● Short problem
Leaving out all images, write out the records that follow exactly.

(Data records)

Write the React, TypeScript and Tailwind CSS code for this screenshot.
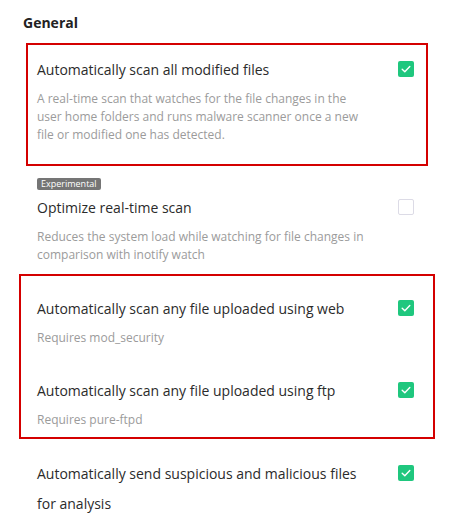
import type { ReactNode } from "react";

function Checkbox({ checked }: { checked: boolean }) {
  if (!checked) {
    return <span className="mt-[6px] block h-4 w-4 shrink-0 rounded-[2px] border border-[#dcdbe6] bg-white" />;
  }
  return (
    <span className="mt-[6px] flex h-4 w-4 shrink-0 items-center justify-center rounded-[2px] bg-[#1fc77e]">
      <svg viewBox="0 0 16 16" className="h-4 w-4" fill="none">
        <path d="M4.2 8.3l2.6 2.5 5-5.3" stroke="white" strokeWidth="1.4" strokeLinecap="round" strokeLinejoin="round" />
      </svg>
    </span>
  );
}

function Setting({
  title,
  description,
  checked,
  badge,
}: {
  title: ReactNode;
  description?: ReactNode;
  checked: boolean;
  badge?: string;
}) {
  return (
    <div className="w-[377px]">
      {badge && (
        <span className="mb-[3px] block h-3 w-fit rounded-[2px] bg-[#757575] px-[4px] text-[9px] leading-3 text-white">
          {badge}
        </span>
      )}
      <div className="flex items-start justify-between gap-4">
        <div className="text-[14px] leading-[30px] text-[#2b2b2b]">{title}</div>
        <Checkbox checked={checked} />
      </div>
      {description && (
        <p className="mt-[5px] w-[330px] text-[12px] leading-[18px] text-[#9b9b9b]">{description}</p>
      )}
    </div>
  );
}

export default function App() {
  return (
    <div className="min-h-screen bg-white pl-[23px] pt-[13px] font-['Open_Sans',sans-serif]">
      <h2 className="text-[14px] font-bold leading-[20px] text-[#222]">General</h2>

      <div className="ml-[3px] mt-[10px] w-[402px] border-2 border-[#d40000] pb-[20px] pl-[9px] pr-[12px] pt-[10px]">
        <Setting
          checked
          title="Automatically scan all modified files"
          description="A real-time scan that watches for the file changes in the user home folders and runs malware scanner once a new file or modified one has detected."
        />
      </div>

      <div className="ml-[14px] mt-[12px]">
        <Setting
          badge="Experimental"
          checked={false}
          title="Optimize real-time scan"
          description="Reduces the system load while watching for file changes in comparison with inotify watch"
        />
      </div>

      <div className="ml-[-4px] mt-[10px] w-[416px] border-2 border-[#d40000] pb-[8px] pl-[16px] pr-[19px] pt-[18px]">
        <Setting checked title="Automatically scan any file uploaded using web" description="Requires mod_security" />
        <div className="mt-[29px]">
          <Setting checked title="Automatically scan any file uploaded using ftp" description="Requires pure-ftpd" />
        </div>
      </div>

      <div className="ml-[14px] mt-[20px]">
        <Setting
          checked
          title={
            <>
              Automatically send suspicious and malicious files
              <br />
              for analysis
            </>
          }
        />
      </div>
    </div>
  );
}
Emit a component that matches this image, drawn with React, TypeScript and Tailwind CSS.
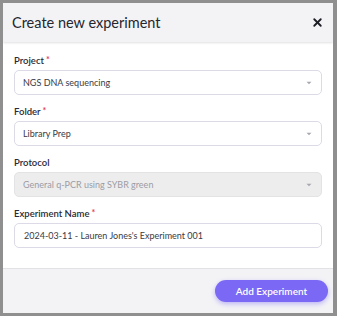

● Finished task
Write the React, TypeScript and Tailwind CSS code for this screenshot.
import type { ReactNode } from "react";

function Checkbox({ checked }: { checked: boolean }) {
  if (!checked) {
    return <span className="mt-[6px] block h-4 w-4 shrink-0 rounded-[2px] border border-[#dcdbe6] bg-white" />;
  }
  return (
    <span className="mt-[6px] flex h-4 w-4 shrink-0 items-center justify-center rounded-[2px] bg-[#1fc77e]">
      <svg viewBox="0 0 16 16" className="h-4 w-4" fill="none">
        <path d="M4.2 8.3l2.6 2.5 5-5.3" stroke="white" strokeWidth="1.4" strokeLinecap="round" strokeLinejoin="round" />
      </svg>
    </span>
  );
}

function Setting({
  title,
  description,
  checked,
  badge,
}: {
  title: ReactNode;
  description?: ReactNode;
  checked: boolean;
  badge?: string;
}) {
  return (
    <div className="w-[377px]">
      {badge && (
        <span className="mb-[3px] block h-3 w-fit rounded-[2px] bg-[#757575] px-[4px] text-[9px] leading-3 text-white">
          {badge}
        </span>
      )}
      <div className="flex items-start justify-between gap-4">
        <div className="text-[14px] leading-[30px] text-[#2b2b2b]">{title}</div>
        <Checkbox checked={checked} />
      </div>
      {description && (
        <p className="mt-[5px] w-[330px] text-[12px] leading-[18px] text-[#9b9b9b]">{description}</p>
      )}
    </div>
  );
}

export default function App() {
  return (
    <div className="min-h-screen bg-white pl-[23px] pt-[13px] font-['Open_Sans',sans-serif]">
      <h2 className="text-[14px] font-bold leading-[20px] text-[#222]">General</h2>

      <div className="ml-[3px] mt-[10px] w-[402px] border-2 border-[#d40000] pb-[20px] pl-[9px] pr-[12px] pt-[10px]">
        <Setting
          checked
          title="Automatically scan all modified files"
          description="A real-time scan that watches for the file changes in the user home folders and runs malware scanner once a new file or modified one has detected."
        />
      </div>

      <div className="ml-[14px] mt-[12px]">
        <Setting
          badge="Experimental"
          checked={false}
          title="Optimize real-time scan"
          description="Reduces the system load while watching for file changes in comparison with inotify watch"
        />
      </div>

      <div className="ml-[-4px] mt-[10px] w-[416px] border-2 border-[#d40000] pb-[8px] pl-[16px] pr-[19px] pt-[18px]">
        <Setting checked title="Automatically scan any file uploaded using web" description="Requires mod_security" />
        <div className="mt-[29px]">
          <Setting checked title="Automatically scan any file uploaded using ftp" description="Requires pure-ftpd" />
        </div>
      </div>

      <div className="ml-[14px] mt-[20px]">
        <Setting
          checked
          title={
            <>
              Automatically send suspicious and malicious files
              <br />
              for analysis
            </>
          }
        />
      </div>
    </div>
  );
}
Emit a component that matches this image, drawn with React, TypeScript and Tailwind CSS.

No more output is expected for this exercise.